There is no Indian team in the field, but the audience here is enormous, and the host time zones are unforgiving. Most matches in the United States, Canada and Mexico fall in the late-night-to-early-morning window in India, so the marquee games will largely be a post-midnight or dawn affair on IST. Plan your sleep around the knockouts rather than the group stage if you have to choose.

For now, the smart neutral keeps an eye on three things: which favourites stumble once the second matchday exposes them, how high the bar for the eighth third-place spot climbs, and whether Morocco's draw with Brazil was a fluke or the first sign that this tournament's group of death lives in Group C. The race to the last 32 is wide open, and the format guarantees it stays that way until the very last whistle of the group stage.

Frequently Asked Questions

How many teams qualify from each group at the 2026 World Cup?

The top two teams in each of the 12 groups go through automatically.
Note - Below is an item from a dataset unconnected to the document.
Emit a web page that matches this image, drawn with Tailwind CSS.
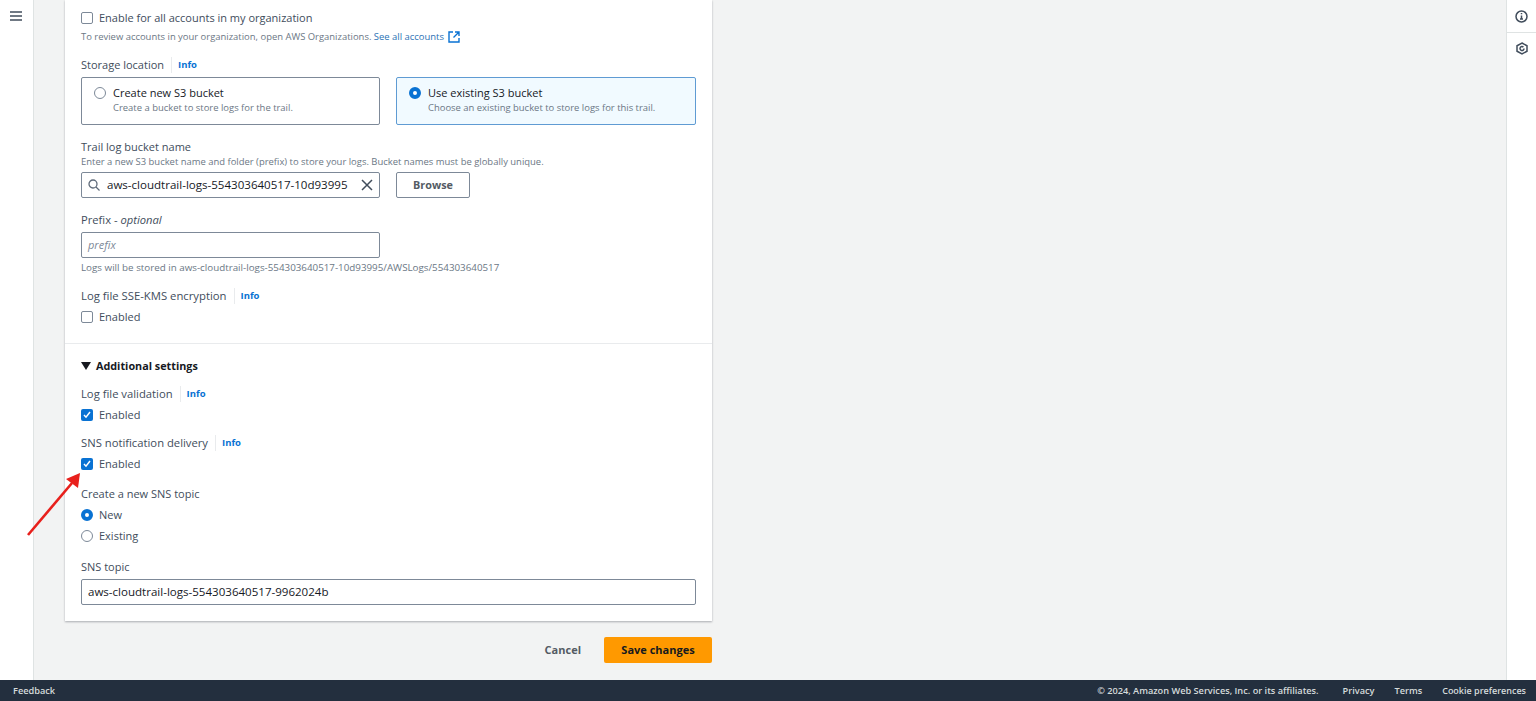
<!DOCTYPE html>
<html lang="en">
<head>
  <meta charset="UTF-8" />
  <meta name="viewport" content="width=device-width, initial-scale=1" />
  <title>Edit trail</title>
  <script src="https://cdn.jsdelivr.net/npm/@tailwindcss/browser@4"></script>
</head>
<body class="h-[701px] overflow-hidden flex flex-col bg-[#f2f3f3] font-['Open_Sans',sans-serif] text-[#414d5c]">
  <div class="relative flex-1 flex min-h-0">
    <!-- left nav -->
    <aside class="w-[34px] shrink-0 bg-white border-r border-[#dfe3e3] pl-[10px] pt-[11px]">
      <svg width="12" height="10" viewBox="0 0 12 10" fill="none" stroke="#414d5c" stroke-width="1.6"><path d="M0 1h12M0 5h12M0 9h12"/></svg>
    </aside>

    <main class="flex-1 pl-[31px]">
      <div class="w-[647px] h-[621px] bg-white shadow-[0_1px_2px_rgba(0,7,22,0.3)]">
        <div class="px-4 border-b border-[#e9ebed] h-[344px]">
          <div class="h-[12px]"></div>
          <div class="flex items-center gap-[6px] h-[12px] text-[11px]">
            <span class="w-[12px] h-[12px] rounded-[2px] border border-[#7d8998] bg-white"></span>
            <span>Enable for all accounts in my organization</span>
          </div>
          <div class="mt-[7px] h-[12px] flex items-center text-[9.45px] text-[#6b7785]">
            <span>To review accounts in your organization, open AWS Organizations.&nbsp;</span>
            <span class="text-[#2b72b5]">See all accounts</span>
            <svg class="ml-[4px]" width="12" height="12" viewBox="0 0 12 12" fill="none" stroke="#0972d3" stroke-width="1.4"><path d="M5 1H1v10h10V7M7 1h4v4M11 1L5.500 6.500"/></svg>
          </div>
          <div class="mt-[14px] h-[16px] flex items-center text-[11px]">
            <span class="pr-[7px] border-r border-[#e9ebed]">Storage location</span>
            <a class="pl-[6px] text-[9.5px] font-bold text-[#0972d3]">Info</a>
          </div>
          <div class="mt-[4px] flex gap-4">
            <div class="w-[299px] h-[48px] border border-[#7d8998] rounded-[2px] pl-[12px] pt-[8px] flex gap-[7px]">
              <span class="mt-[1px] w-[12px] h-[12px] rounded-full border border-[#7d8998]"></span>
              <div>
                <div class="text-[11px] leading-[14px] text-[#16191f]">Create new S3 bucket</div>
                <div class="text-[9.45px] leading-[16px] text-[#6b7785]">Create a bucket to store logs for the trail.</div>
              </div>
            </div>
            <div class="w-[300px] h-[48px] border border-[#5f9bd3] bg-[#f1faff] rounded-[2px] pl-[12px] pt-[8px] flex gap-[7px]">
              <span class="mt-[1px] w-[12px] h-[12px] rounded-full border-[4px] border-[#0972d3] bg-white"></span>
              <div>
                <div class="text-[11px] leading-[14px] text-[#16191f]">Use existing S3 bucket</div>
                <div class="text-[9.45px] leading-[16px] text-[#6b7785]">Choose an existing bucket to store logs for this trail.</div>
              </div>
            </div>
          </div>
          <div class="mt-[15px] h-[14px] flex items-center text-[11px]">Trail log bucket name</div>
          <div class="mt-[1px] h-[14px] flex items-center text-[9.45px] text-[#6b7785]">Enter a new S3 bucket name and folder (prefix) to store your logs. Bucket names must be globally unique.</div>
          <div class="mt-[3px] flex gap-4">
            <div class="w-[299px] h-[26px] border border-[#7d8998] rounded-[2px] pl-[6px] pr-[6px] flex items-center gap-[7px]">
              <svg class="shrink-0" width="12" height="12" viewBox="0 0 12 12" fill="none" stroke="#5f6b7a" stroke-width="1.3"><circle cx="5" cy="5" r="4"/><path d="M8 8l3.500 3.500"/></svg>
              <span class="flex-1 text-[11.55px] text-[#16191f] whitespace-nowrap">aws-cloudtrail-logs-554303640517-10d93995</span>
              <svg class="shrink-0" width="12" height="12" viewBox="0 0 12 12" fill="none" stroke="#414d5c" stroke-width="1.5"><path d="M1 1l10 10M11 1L1 11"/></svg>
            </div>
            <div class="w-[74px] h-[26px] border border-[#7d8998] rounded-[2px] flex items-center justify-center text-[10.8px] font-bold text-[#545b64]">Browse</div>
          </div>
          <div class="mt-[15px] h-[14px] flex items-center text-[11.2px]"><span>Prefix -&nbsp;</span><i>optional</i></div>
          <div class="mt-[5px] w-[299px] h-[26px] border border-[#7d8998] rounded-[2px] pl-[6px] flex items-center text-[11px] italic text-[#7d8998]">prefix</div>
          <div class="mt-[3px] h-[14px] flex items-center text-[9.8px] text-[#6b7785] whitespace-nowrap">Logs will be stored in aws-cloudtrail-logs-554303640517-10d93995/AWSLogs/554303640517</div>
          <div class="mt-[13px] h-[16px] flex items-center text-[11.3px]">
            <span class="pr-[7px] border-r border-[#e9ebed]">Log file SSE-KMS encryption</span>
            <a class="pl-[6px] text-[9.5px] font-bold text-[#0972d3]">Info</a>
          </div>
          <div class="mt-[7px] flex items-center gap-[6px] h-[12px] text-[11px]">
            <span class="w-[12px] h-[12px] rounded-[2px] border border-[#7d8998] bg-white"></span>
            <span>Enabled</span>
          </div>
        </div>

        <div class="px-4">
          <div class="mt-[15px] h-[14px] flex items-center gap-[5px] text-[10.8px] font-bold text-[#16191f]">
            <svg width="10" height="8" viewBox="0 0 10 8" fill="#16191f"><path d="M0 0h10L5 8z"/></svg>
            <span>Additional settings</span>
          </div>
          <div class="mt-[13px] h-[16px] flex items-center text-[11.25px]">
            <span class="pr-[7px] border-r border-[#e9ebed]">Log file validation</span>
            <a class="pl-[6px] text-[9.5px] font-bold text-[#0972d3]">Info</a>
          </div>
          <div class="mt-[7px] flex items-center gap-[6px] h-[12px] text-[11px]">
            <span class="w-[12px] h-[12px] rounded-[2px] bg-[#0972d3] flex items-center justify-center">
              <svg width="8" height="8" viewBox="0 0 8 8" fill="none" stroke="#fff" stroke-width="1.5"><path d="M1 4l2 2.200L7 1"/></svg>
            </span>
            <span>Enabled</span>
          </div>
          <div class="mt-[14px] h-[16px] flex items-center text-[11.25px]">
            <span class="pr-[7px] border-r border-[#e9ebed]">SNS notification delivery</span>
            <a class="pl-[6px] text-[9.5px] font-bold text-[#0972d3]">Info</a>
          </div>
          <div class="mt-[7px] flex items-center gap-[6px] h-[12px] text-[11px]">
            <span class="w-[12px] h-[12px] rounded-[2px] bg-[#0972d3] flex items-center justify-center">
              <svg width="8" height="8" viewBox="0 0 8 8" fill="none" stroke="#fff" stroke-width="1.5"><path d="M1 4l2 2.200L7 1"/></svg>
            </span>
            <span>Enabled</span>
          </div>
          <div class="mt-[17px] h-[14px] flex items-center text-[11px]">Create a new SNS topic</div>
          <div class="mt-[8px] flex items-center gap-[6px] h-[12px] text-[11px]">
            <span class="w-[12px] h-[12px] rounded-full border-[4px] border-[#0972d3] bg-white"></span>
            <span>New</span>
          </div>
          <div class="mt-[9px] flex items-center gap-[6px] h-[12px] text-[11px]">
            <span class="w-[12px] h-[12px] rounded-full border border-[#7d8998]"></span>
            <span>Existing</span>
          </div>
          <div class="mt-[18px] h-[14px] flex items-center text-[11px]">SNS topic</div>
          <div class="mt-[5px] w-[615px] h-[26px] border border-[#7d8998] rounded-[2px] pl-[6px] flex items-center text-[11.55px] text-[#16191f]">aws-cloudtrail-logs-554303640517-9962024b</div>
        </div>
      </div>

      <div class="w-[647px] mt-[16px] flex justify-end items-center">
        <span class="text-[11px] font-bold text-[#545b64] mr-[23px]">Cancel</span>
        <div class="w-[108px] h-[26px] bg-[#ff9900] rounded-[2px] flex items-center justify-center text-[11px] font-bold text-[#16191f]">Save changes</div>
      </div>
    </main>

    <!-- right rail -->
    <aside class="w-[30px] shrink-0 bg-white border-l border-[#dfe3e3]">
      <div class="h-[33px] border-b border-[#dfe3e3] flex items-center justify-center">
        <svg width="13" height="13" viewBox="0 0 13 13" fill="none" stroke="#414d5c" stroke-width="1.5"><circle cx="6.500" cy="6.500" r="5.500"/><path d="M6.500 5.500v3.500M5 9h3M6.500 3v1.300"/></svg>
      </div>
      <div class="h-[30px] flex items-center justify-center">
        <svg width="12" height="13" viewBox="0 0 12 13" fill="none" stroke="#414d5c" stroke-width="1.5"><path d="M6 1l5 2.800v5.400L6 12 1 9.200V3.800z"/><path d="M8 6.500a2 2 0 1 1-.6-1.400"/></svg>
      </div>
    </aside>

    <!-- annotation arrow -->
    <svg class="absolute left-[26px] top-[470px]" width="56" height="68" viewBox="0 0 56 68" fill="none">
      <path d="M2 65L46 13" stroke="#e8201c" stroke-width="2.600"/>
      <path d="M54 3L40 9L52 18z" fill="#e8201c"/>
    </svg>
  </div>

  <footer class="h-[21px] shrink-0 bg-[#232f3e] flex items-center pl-[13px] pr-[10px] text-[9.2px] font-semibold text-[#d5dbdb]">
    <span>Feedback</span>
    <span class="ml-auto">© 2024, Amazon Web Services, Inc. or its affiliates.</span>
    <span class="ml-[24px]">Privacy</span>
    <span class="ml-[20px]">Terms</span>
    <span class="ml-[20px] text-[9px]">Cookie preferences</span>
  </footer>
</body>
</html>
On top of that, the eight best third-placed teams across all groups also advance, making 32 teams in the knockout round.

When does the World Cup 2026 knockout stage start?

The group stage finishes on 27 June 2026. The new Round of 32 runs from 28 June to 3 July, followed by the Round of 16, quarter-finals, semi-finals and the final on 19 July.

Can a team finish third in its group and still go through?

Yes. For the first time, the eight best third-placed teams qualify. They are ranked by points first, then goal difference and goals scored, so a strong third place can beat a weak runner-up elsewhere.